Start

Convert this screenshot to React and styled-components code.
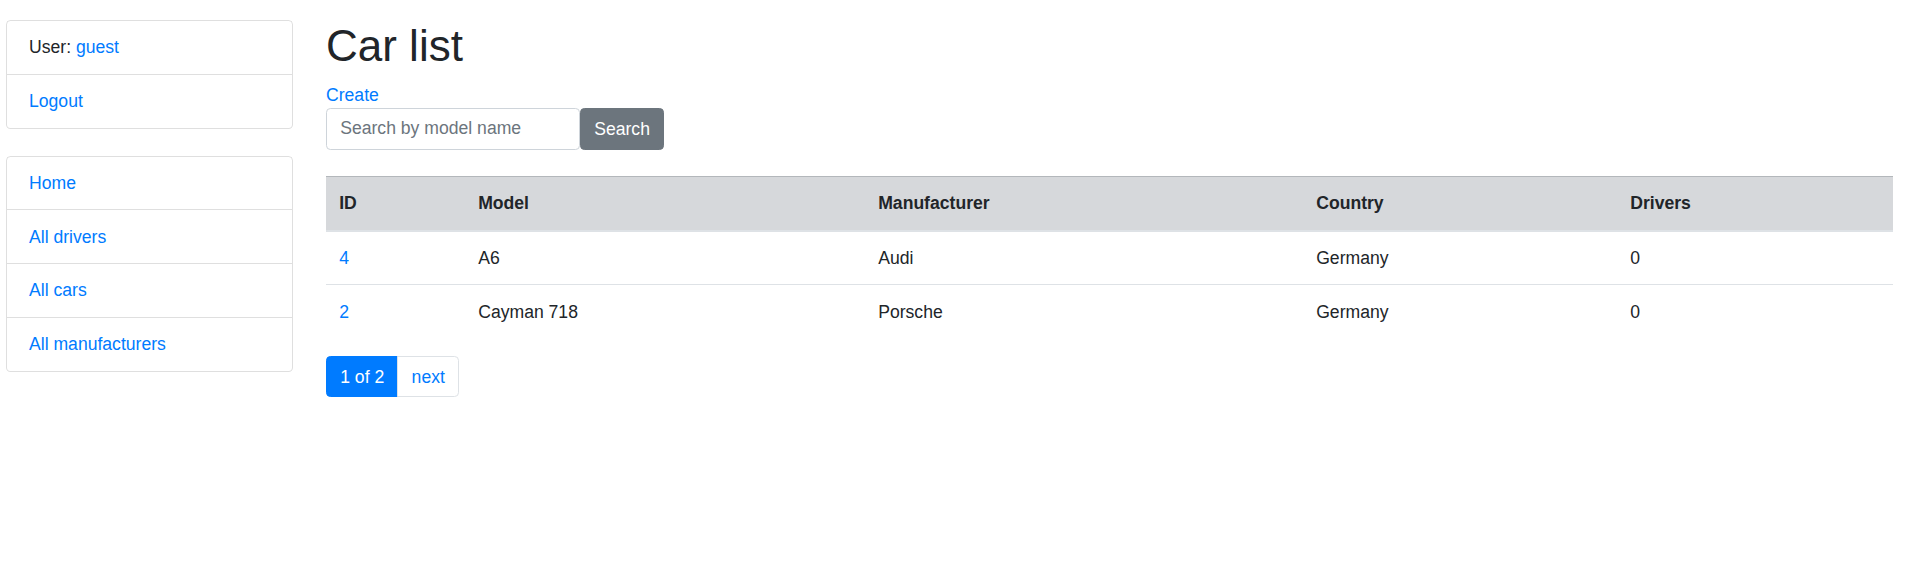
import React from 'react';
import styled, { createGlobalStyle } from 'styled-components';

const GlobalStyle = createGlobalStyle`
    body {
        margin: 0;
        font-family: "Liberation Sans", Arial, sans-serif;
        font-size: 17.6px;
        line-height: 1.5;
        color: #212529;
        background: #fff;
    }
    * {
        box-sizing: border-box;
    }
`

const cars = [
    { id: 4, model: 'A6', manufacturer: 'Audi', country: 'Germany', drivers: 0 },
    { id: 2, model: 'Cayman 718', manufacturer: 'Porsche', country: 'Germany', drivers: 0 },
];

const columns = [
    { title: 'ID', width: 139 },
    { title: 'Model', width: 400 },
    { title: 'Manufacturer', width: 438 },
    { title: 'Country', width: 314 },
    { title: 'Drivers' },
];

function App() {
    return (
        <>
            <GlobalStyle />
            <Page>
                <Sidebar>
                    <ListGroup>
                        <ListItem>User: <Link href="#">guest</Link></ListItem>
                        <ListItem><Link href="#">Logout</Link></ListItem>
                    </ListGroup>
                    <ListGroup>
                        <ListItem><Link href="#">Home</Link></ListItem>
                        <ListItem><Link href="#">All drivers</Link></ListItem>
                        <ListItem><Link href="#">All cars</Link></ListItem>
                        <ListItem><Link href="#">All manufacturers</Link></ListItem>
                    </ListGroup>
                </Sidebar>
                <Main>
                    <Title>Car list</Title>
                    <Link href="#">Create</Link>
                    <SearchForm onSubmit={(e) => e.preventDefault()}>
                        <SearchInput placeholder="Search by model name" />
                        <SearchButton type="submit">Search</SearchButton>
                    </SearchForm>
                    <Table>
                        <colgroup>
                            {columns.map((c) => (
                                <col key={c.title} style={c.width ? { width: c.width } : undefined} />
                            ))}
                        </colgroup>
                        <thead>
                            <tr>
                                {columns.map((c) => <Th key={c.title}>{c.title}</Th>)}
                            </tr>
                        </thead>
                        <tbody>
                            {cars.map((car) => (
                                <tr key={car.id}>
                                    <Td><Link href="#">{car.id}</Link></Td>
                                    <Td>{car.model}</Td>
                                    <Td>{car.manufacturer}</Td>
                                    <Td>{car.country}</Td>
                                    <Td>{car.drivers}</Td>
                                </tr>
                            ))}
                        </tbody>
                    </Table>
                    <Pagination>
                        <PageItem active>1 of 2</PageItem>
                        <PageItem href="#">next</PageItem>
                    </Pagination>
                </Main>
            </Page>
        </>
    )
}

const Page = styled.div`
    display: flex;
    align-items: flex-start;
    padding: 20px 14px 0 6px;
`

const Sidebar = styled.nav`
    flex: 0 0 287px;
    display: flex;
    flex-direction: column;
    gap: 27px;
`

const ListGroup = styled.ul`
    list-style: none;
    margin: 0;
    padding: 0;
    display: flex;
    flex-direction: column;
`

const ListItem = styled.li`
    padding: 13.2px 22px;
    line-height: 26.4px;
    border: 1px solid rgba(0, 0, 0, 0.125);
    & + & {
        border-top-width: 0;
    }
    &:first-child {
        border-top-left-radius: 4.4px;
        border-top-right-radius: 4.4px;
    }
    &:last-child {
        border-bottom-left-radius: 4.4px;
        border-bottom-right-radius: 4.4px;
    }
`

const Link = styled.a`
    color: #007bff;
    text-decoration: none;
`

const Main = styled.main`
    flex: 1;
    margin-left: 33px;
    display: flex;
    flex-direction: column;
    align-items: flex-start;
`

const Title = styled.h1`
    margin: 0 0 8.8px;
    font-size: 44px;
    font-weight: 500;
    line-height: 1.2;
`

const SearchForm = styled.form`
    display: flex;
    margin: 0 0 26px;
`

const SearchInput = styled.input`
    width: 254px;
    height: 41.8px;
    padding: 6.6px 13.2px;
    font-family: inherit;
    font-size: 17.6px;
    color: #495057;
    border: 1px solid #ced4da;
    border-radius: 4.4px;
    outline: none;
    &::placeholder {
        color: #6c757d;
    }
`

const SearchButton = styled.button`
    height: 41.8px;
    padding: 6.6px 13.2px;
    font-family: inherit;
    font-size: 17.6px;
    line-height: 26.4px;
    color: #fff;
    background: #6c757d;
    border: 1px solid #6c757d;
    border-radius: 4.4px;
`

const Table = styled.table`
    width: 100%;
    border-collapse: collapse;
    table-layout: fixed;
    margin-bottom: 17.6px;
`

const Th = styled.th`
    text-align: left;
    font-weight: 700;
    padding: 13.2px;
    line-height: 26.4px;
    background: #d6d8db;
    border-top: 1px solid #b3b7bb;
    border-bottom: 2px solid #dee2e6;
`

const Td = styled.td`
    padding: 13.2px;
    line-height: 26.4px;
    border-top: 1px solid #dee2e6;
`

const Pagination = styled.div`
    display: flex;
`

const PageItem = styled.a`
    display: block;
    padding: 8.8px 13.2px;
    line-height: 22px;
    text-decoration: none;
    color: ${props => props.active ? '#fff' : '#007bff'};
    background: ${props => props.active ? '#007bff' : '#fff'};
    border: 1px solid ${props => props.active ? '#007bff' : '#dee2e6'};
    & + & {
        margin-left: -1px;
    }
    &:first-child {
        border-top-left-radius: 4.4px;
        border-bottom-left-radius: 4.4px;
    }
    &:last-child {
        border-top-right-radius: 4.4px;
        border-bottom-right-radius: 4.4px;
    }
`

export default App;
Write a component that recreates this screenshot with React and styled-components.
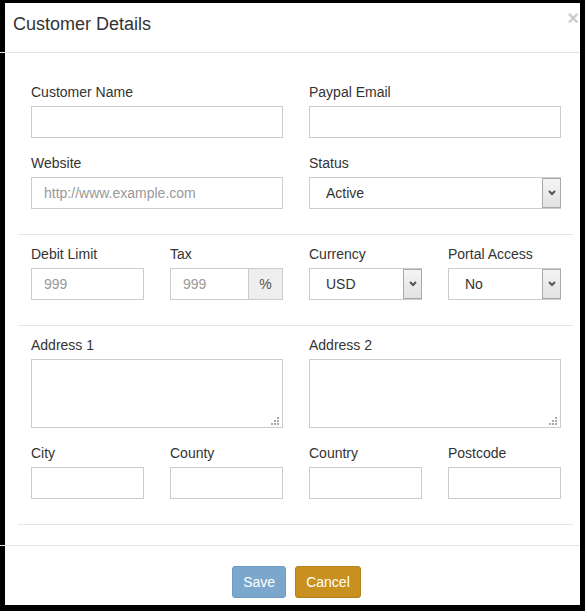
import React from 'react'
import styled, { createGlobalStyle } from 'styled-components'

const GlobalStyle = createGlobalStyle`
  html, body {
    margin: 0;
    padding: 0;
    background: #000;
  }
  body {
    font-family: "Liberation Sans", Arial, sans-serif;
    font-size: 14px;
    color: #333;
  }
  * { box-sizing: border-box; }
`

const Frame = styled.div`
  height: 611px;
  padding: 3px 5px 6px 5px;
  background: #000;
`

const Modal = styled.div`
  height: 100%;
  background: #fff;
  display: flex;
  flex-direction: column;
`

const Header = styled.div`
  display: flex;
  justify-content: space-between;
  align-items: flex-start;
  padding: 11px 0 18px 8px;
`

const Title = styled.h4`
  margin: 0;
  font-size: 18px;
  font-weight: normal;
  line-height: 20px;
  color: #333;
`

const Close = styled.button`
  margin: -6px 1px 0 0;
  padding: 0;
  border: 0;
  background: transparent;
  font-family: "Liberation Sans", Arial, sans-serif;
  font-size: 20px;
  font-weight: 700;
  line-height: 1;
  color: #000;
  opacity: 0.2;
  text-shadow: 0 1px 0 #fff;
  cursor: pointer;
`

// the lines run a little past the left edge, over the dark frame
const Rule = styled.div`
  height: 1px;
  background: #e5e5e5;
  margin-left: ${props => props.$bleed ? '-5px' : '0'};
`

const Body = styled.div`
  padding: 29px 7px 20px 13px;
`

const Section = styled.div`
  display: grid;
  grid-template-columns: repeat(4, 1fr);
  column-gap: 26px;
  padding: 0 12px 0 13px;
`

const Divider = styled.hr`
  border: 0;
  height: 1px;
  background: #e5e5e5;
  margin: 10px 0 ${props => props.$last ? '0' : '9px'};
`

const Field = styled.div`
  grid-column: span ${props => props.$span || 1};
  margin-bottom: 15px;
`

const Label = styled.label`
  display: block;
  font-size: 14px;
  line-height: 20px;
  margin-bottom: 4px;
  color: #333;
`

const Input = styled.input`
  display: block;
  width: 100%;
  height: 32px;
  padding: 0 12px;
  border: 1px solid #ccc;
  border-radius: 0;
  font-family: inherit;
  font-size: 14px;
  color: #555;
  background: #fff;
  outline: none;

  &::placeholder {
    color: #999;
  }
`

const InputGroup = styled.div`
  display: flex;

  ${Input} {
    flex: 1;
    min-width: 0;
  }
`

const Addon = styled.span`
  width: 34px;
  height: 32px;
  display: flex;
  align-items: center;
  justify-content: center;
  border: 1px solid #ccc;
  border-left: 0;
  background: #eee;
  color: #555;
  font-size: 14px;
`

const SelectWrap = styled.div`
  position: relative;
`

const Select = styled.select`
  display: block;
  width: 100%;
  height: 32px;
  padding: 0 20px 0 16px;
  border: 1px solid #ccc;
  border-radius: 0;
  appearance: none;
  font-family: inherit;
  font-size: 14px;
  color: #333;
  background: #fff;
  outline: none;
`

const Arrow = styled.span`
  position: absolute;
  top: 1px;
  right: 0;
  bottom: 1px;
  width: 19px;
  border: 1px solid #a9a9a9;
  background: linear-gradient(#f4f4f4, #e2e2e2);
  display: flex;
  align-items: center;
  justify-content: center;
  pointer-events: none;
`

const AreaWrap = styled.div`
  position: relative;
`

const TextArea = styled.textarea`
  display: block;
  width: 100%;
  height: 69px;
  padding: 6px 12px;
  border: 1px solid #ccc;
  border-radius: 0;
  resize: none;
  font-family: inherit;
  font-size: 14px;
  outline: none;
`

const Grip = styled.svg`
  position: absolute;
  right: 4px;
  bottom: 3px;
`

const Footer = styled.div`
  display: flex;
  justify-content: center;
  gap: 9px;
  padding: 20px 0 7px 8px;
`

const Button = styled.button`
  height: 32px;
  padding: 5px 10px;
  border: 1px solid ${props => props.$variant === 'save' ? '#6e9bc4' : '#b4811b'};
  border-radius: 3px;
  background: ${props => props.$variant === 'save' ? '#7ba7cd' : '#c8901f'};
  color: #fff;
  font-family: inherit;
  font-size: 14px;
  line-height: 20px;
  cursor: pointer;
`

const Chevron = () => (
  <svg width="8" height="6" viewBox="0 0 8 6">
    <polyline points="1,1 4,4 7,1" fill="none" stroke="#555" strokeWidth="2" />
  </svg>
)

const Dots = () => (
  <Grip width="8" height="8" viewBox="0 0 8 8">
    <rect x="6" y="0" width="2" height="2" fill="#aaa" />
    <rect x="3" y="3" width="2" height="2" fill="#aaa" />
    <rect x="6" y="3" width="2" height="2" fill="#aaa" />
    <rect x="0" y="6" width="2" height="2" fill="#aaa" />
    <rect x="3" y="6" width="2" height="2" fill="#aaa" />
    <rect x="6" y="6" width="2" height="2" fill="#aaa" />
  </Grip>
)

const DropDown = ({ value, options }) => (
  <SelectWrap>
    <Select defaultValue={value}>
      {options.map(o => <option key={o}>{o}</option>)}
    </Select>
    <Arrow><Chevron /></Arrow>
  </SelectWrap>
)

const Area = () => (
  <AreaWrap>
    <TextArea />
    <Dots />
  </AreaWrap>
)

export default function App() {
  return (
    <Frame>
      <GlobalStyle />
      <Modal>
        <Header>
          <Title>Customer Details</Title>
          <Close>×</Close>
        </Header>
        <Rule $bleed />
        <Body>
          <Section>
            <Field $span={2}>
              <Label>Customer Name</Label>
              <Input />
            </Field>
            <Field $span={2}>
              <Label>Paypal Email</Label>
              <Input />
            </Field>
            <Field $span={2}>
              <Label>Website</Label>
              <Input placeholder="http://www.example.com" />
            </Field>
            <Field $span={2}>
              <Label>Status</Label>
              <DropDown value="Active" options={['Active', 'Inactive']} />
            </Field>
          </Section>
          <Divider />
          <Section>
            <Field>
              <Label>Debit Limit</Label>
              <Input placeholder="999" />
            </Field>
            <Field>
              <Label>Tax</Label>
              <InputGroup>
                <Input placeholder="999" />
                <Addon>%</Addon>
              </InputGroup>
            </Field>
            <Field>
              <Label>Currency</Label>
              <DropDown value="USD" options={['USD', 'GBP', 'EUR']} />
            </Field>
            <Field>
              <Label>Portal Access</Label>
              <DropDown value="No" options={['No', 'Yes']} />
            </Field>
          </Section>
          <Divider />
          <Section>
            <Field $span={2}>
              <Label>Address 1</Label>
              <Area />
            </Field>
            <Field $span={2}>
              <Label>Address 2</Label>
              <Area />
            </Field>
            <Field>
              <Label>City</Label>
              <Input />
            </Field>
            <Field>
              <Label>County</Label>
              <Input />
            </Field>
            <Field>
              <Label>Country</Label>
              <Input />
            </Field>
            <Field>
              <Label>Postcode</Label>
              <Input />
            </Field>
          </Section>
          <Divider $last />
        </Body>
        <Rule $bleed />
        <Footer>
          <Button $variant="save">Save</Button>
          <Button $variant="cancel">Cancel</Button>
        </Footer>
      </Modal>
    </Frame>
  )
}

End
Start

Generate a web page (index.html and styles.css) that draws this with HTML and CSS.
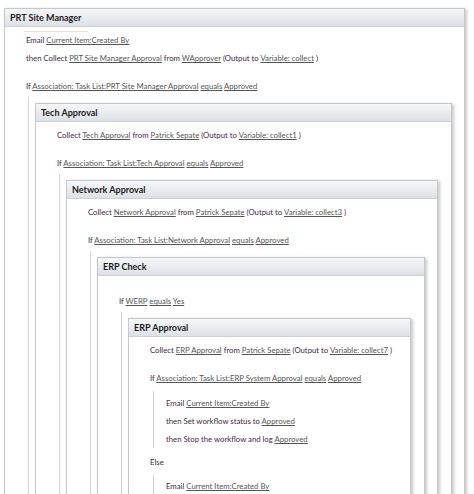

End

## Given exercise
Select every line where the word "React" occurs.

## Finished answer
Convert this screenshot to React and styled-components code.
import React from 'react';
Write a component that recreates this screenshot with React and styled-components.
import React from 'react'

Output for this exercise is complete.